Powered by some potent acting, Clint Eastwood’s strong and involving “Richard Jewell” is the latest example of a genre that is one of Hollywood’s most durable: An innocent unjustly accused is all but obliterated by the indifferent forces of authority.
With examples ranging from Alfred Hitchcock’s 1956 “The Wrong Man” to 1932’s Paul Muni-starring “I Am a Fugitive From a Chain Gang” (both, like “Richard Jewell,” based on real events), this disturbing narrative even shares elements that go back as far as Victor Hugo’s often-dramatized 1862 novel “Les Misérables.”
But because “Richard Jewell” is arriving at a particularly polarizing moment, even before it hit theaters the story it tells has become enmeshed in various controversies just as the real-life Jewell, falsely suspected in a deadly bombing at Atlanta’s 1996 Olympics, had his story overwhelmed by the imperatives of power elites.

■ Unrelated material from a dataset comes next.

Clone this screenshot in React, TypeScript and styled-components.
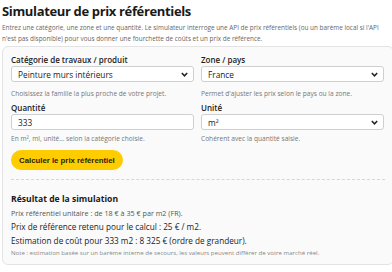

So words have flown pro and con about whether the film maligns the Atlanta Journal-Constitution, which first published the FBI’s suspicions of Jewell, defames the reporter who broke the story, or even should be seen as a covert pro-Trump manifesto.
Some of these accusations have more validity than others, but Jewell himself, who died in 2007 at age 44, would likely hope that at least this once attention would be paid to his story, and to the price he paid for believing that law enforcement officials could do no wrong.
Written by the accomplished Billy Ray based on a Vanity Fair article by Marie Brenner (whose work was the basis of “The Insider”), and also using the book “The Suspect” by Kent Alexander and Kevin Salwen as a source, “Richard Jewell” benefits as well from Eastwood’s way of working with film.
At this point in his career, the 89-year-old director has perfected what might be called a Zen-like style of no style. Nothing is as important to him as the streamlined delivery of a story, and he’s gotten so good at it that his tales often seem to be telling themselves.
“Richard Jewell” begins a decade before the bombing, in 1986, with its protagonist working as a supply clerk at the Atlanta office of the U.S. Small Business Administration.
Given that part of his jobs is delivering snacks, it’s no surprise that Jewell, sensitively played by Paul Walter Hauser, has the hefty look of someone who’s had a few too many himself.
Even at these early stages, it’s clear that Jewell is a bit of an odd guy: shy, earnest, finicky about details and committed to saying “yes, sir” at every opportunity. The fact that he’s looking forward to a career in law enforcement is no surprise either.
The only SBA employee who doesn’t give Jewell a hard time is Watson Bryant (a splendid Sam Rockwell), an attorney who is both the smartest guy in the room and so incendiary that a move to private practice is inevitable.
A decade later, Jewell finds work as a security guard at the Olympics. Though he’s disheartened that all he will be doing is watching over stereo equipment in Centennial Park, his mom and biggest fan, Bobi (a dead-on Kathy Bates), reminds him “it is still law enforcement.”
If Jewell has a polar opposite in the film, it’s Atlanta Journal-Constitution reporter Kathy Scruggs (Olivia Wilde). Attractive, ambitious and unscrupulous, she will do almost anything in pursuit of a story, including, the film tells us — apparently without evidence — trading the promise of sex for a tip in the bombing cases.
Her character undeniably verges on meretricious cliché, but Wilde, who has defended the portrait in numerous interviews, throws herself completely into the role and asks us to make up our own minds.
On the night of the bombing, we watch as Jewell discovers the device and helps in moving crowds away from it, thus averting more casualties than the one dead and over 100 wounded that resulted.
Initially hailed as a hero, he gets caught in the FBI’s crosshairs as a potential suspect because of intense pressure to find somebody, anybody, to pin the blame on. Once Scruggs’ story reveals his name and a ferocious media storm overtakes him, Jewell’s life is never the same.
One of the things “Richard Jewell” is adept at is showing exactly how unscrupulous the FBI, personified by fictionalized agent Tom Shaw (Jon Hamm), is at taking advantage of Jewell’s naivete and his blind faith in all things law and order.
The film also shines at portraying the mutually frustrating but ultimately life-saving odd-couple relationship between Jewell and attorney Bryant, whom Jewell hires because he’s the only lawyer he knows.
The key reason “Richard Jewell” works as well as it does is the perceptive nature of Hauser’s lead performance. His sense of who this character is, how he thinks about himself at his core, leads to scenes with both Rockwell and Bates that are unexpectedly powerful. A lifelong seeker after respect, Richard Jewell gets it here at last.